I reach the pull-out for the official trail to the dunes. The outhouse is here, but I'm confused because I thought that the "campsite with the trees" would be here too, but it isn't. I don't see any trees anywhere, but the road keeps going, so I do too.
I spot two creosote bushes and decide to set up the tent next to them; Bristol Mountains in the background
A short distance further, I see a campsite off to my left, so I stop there. Looks like a nice spot to camp, but here are no trees here either. I figure that I haven't seen all that there is to see, and I return to the road.
After another mile or so, there they are, the trees! Unfortunately, a couple is already camping under the trees, so I go on a bit further. I don't want to invade their space, nor do I want their presence to invade mine.
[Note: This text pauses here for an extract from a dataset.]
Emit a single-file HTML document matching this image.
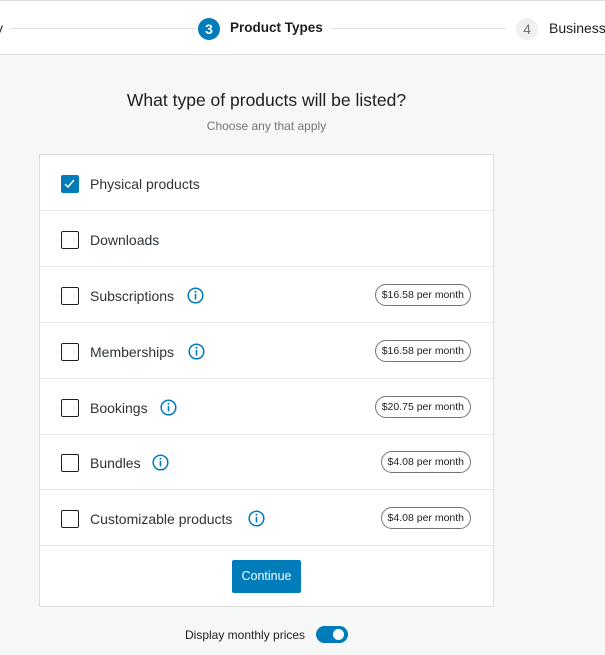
<!DOCTYPE html>
<html><head><style>
*{box-sizing:border-box;margin:0;padding:0}
body{width:605px;height:655px;overflow:hidden;background:#f6f7f7;font-family:"Liberation Sans",sans-serif;color:#1e1e1e;position:relative}
.hdr{position:absolute;left:0;top:0;width:605px;height:55px;background:#fff;border-top:1px solid #ddd;border-bottom:1px solid #ddd}
.ln{position:absolute;top:27px;height:1px;background:#e0e0e0}
.circ{position:absolute;width:22px;height:22px;border-radius:50%;top:17px;text-align:center;line-height:22px;font-size:14px}
.t{position:absolute;top:19px;font-size:14px}
h1{position:absolute;top:90px;left:0;width:533px;text-align:center;font-weight:normal;font-size:17.5px}
.sub{position:absolute;top:119px;left:0;width:533px;text-align:center;font-size:12px;color:#757575}
.card{position:absolute;left:39px;top:154px;width:455px;height:453px;background:#fff;border:1px solid #ddd}
.row{position:absolute;left:0;width:453px;height:56px;border-bottom:1px solid #e8e8e8}
.cb{position:absolute;left:21px;top:20px;width:18px;height:18px;border:1.5px solid #1e1e1e;border-radius:2px}
.cb.on{background:#007cba;border-color:#007cba}
.lb{position:absolute;left:50px;top:21px;font-size:14px;color:#2c3338}
.info{position:absolute;top:20px;width:17px;height:17px}
.pill{position:absolute;right:22px;top:17px;height:22px;border:1px solid #757575;border-radius:11px;font-size:10.5px;line-height:20px;padding:0 6px;color:#1e1e1e}
.btn{position:absolute;left:192px;top:405px;width:69px;height:33px;background:#007cba;color:#fff;border-radius:2px;font-size:12.5px;text-align:center;line-height:33px}
.dm{position:absolute;left:185px;top:628px;font-size:12px}
.tg{position:absolute;left:316px;top:626px;width:32px;height:17px;border-radius:9px;background:#007cba}
.tg:after{content:"";position:absolute;right:4px;top:3px;width:11px;height:11px;border-radius:50%;background:#fff}
</style></head><body>
<div class="hdr">
<div class="t" style="left:-4px">y</div>
<div class="ln" style="left:10px;width:186px"></div>
<div class="circ" style="left:198px;background:#007cba;color:#fff;font-weight:bold">3</div>
<div class="t" style="left:230px;font-weight:bold;font-size:13.5px">Product Types</div>
<div class="ln" style="left:332px;width:175px"></div>
<div class="circ" style="left:516px;background:#f0f0f0;color:#757575">4</div>
<div class="t" style="left:549px">Business</div>
</div>
<h1>What type of products will be listed?</h1>
<div class="sub">Choose any that apply</div>
<div class="card">
<div class="row" style="top:0"><div class="cb on"><svg width="15" height="15" viewBox="0 0 15 15" style="position:absolute;left:0;top:0"><path d="M3 8l3 3 6-7" stroke="#fff" stroke-width="1.5" fill="none"/></svg></div><div class="lb">Physical products</div></div>
<div class="row" style="top:56px"><div class="cb"></div><div class="lb">Downloads</div></div>
<div class="row" style="top:112px"><div class="cb"></div><div class="lb">Subscriptions</div><svg class="info" style="left:147px" viewBox="0 0 17 17"><circle cx="8.5" cy="8.5" r="7.3" stroke="#007cba" stroke-width="1.5" fill="none"/><rect x="7.7" y="7" width="1.6" height="5.5" fill="#007cba"/><circle cx="8.5" cy="4.8" r="1" fill="#007cba"/></svg><div class="pill">$16.58 per month</div></div>
<div class="row" style="top:168px"><div class="cb"></div><div class="lb">Memberships</div><svg class="info" style="left:148px" viewBox="0 0 17 17"><circle cx="8.5" cy="8.5" r="7.3" stroke="#007cba" stroke-width="1.5" fill="none"/><rect x="7.7" y="7" width="1.6" height="5.5" fill="#007cba"/><circle cx="8.5" cy="4.8" r="1" fill="#007cba"/></svg><div class="pill">$16.58 per month</div></div>
<div class="row" style="top:224px"><div class="cb"></div><div class="lb">Bookings</div><svg class="info" style="left:120px" viewBox="0 0 17 17"><circle cx="8.5" cy="8.5" r="7.3" stroke="#007cba" stroke-width="1.5" fill="none"/><rect x="7.7" y="7" width="1.6" height="5.5" fill="#007cba"/><circle cx="8.5" cy="4.8" r="1" fill="#007cba"/></svg><div class="pill">$20.75 per month</div></div>
<div class="row" style="top:279px"><div class="cb"></div><div class="lb">Bundles</div><svg class="info" style="left:112px" viewBox="0 0 17 17"><circle cx="8.5" cy="8.5" r="7.3" stroke="#007cba" stroke-width="1.5" fill="none"/><rect x="7.7" y="7" width="1.6" height="5.5" fill="#007cba"/><circle cx="8.5" cy="4.8" r="1" fill="#007cba"/></svg><div class="pill">$4.08 per month</div></div>
<div class="row" style="top:335px"><div class="cb"></div><div class="lb">Customizable products</div><svg class="info" style="left:208px" viewBox="0 0 17 17"><circle cx="8.5" cy="8.5" r="7.3" stroke="#007cba" stroke-width="1.5" fill="none"/><rect x="7.7" y="7" width="1.6" height="5.5" fill="#007cba"/><circle cx="8.5" cy="4.8" r="1" fill="#007cba"/></svg><div class="pill">$4.08 per month</div></div>
<div class="btn">Continue</div>
</div>
<div class="dm">Display monthly prices</div>
<div class="tg"></div>
</body></html>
I reach the very end of Kelso Dunes Road, where it turns around in a sort of cul-de-sac. I set up camp there between two creosote bushes in the hope that they might provide a tiny bit of shade and allow me to sleep in 15 minutes or so later than if I were camping out in the open. That's the most shade that one can hope for around here!
It's nice to sit down and enjoy some lukewarm much-needed water, unrefreshing as it is
Once I get the tent set up, I try calling my friend Trennel in the Los Angeles area. My "analog roaming" signal is really weak and disconnects our conversation when I walk too many feet away from my campsite while speaking. At least I am able to return to my original position and call him back!
It was quite windy when I got here an hour ago, but it seems to have subsided. I'm really starving now and am anxious to prepare the first add-boiling-water-to-bag backpacking meal of my trip.
The sun is setting. I put some water on to boil and I retreat to my tent and start writing a few notes in my journal. Many moths and bugs are attracted to the light from my flashlight-lantern and make flitting sounds as they land on my tent, wishing that they could get inside through the screen.
As I hear my water coming to a boil outside, I hear another noise. I look out, and it's a tiny mouse. I step out of the tent to check on my boiling water and he runs away. My water isn't boiling yet, but it's close, so I stay outside and sit in the sand waiting for it to be ready.
Looking out my tent at the "cul-de-sac," the sunset beyond the dunes is quite pleasing
The little mouse (or maybe it's a different one this time) runs up to me while I sit there silently. As soon as I make a movement, he runs away again. What an interesting game this is!
The mouse comes back yet again, but then takes off when I move to turn off the heat under my water, which is finally boiling. I add the boiling water to my meal-in-a-bag and bring the bag inside the tent to steep for 10 minutes, not wanting mice outside to decide that it's maybe worth tearing apart.
I wait patiently, and my meal-in-a-bag turns out to be absolutely delicious under these circumstances. More please. It's supposedly "mesquite chicken and rice," mostly rice.
For "dessert," I open one of the pouches of jerky that I bought at Alien Fresh Jerky in Baker yesterday. It's incredibly tasty at first, almost like beef tenderloin melting in my mouth, but then I get a piece that's so tough that I have a hard time chewing it.
My little one-burner "stove" boils water while I wait for the next little mouse to run up to the tent to check me out
I'm too tired to eat more. I write in my journal, but I don't manage to finish my notes for the day. I decide that this doesn't matter. I rode almost 50 miles today, which is more than I've ridden in ages, so I'm a bit achy too. I'll deal with that tomorrow when I wake up, I'm sure!
I sense some lights in the distance. I open the tent and stick my head outside, and I see the distant lights up in the sky. I'm not sure what the source is; I hope it's not a UFO. I keep thinking that it's a late car camper arriving down the road, but I don't see a car, nor do I hear one.
For now it's time to get some sleep. It should be easy here in the quiet.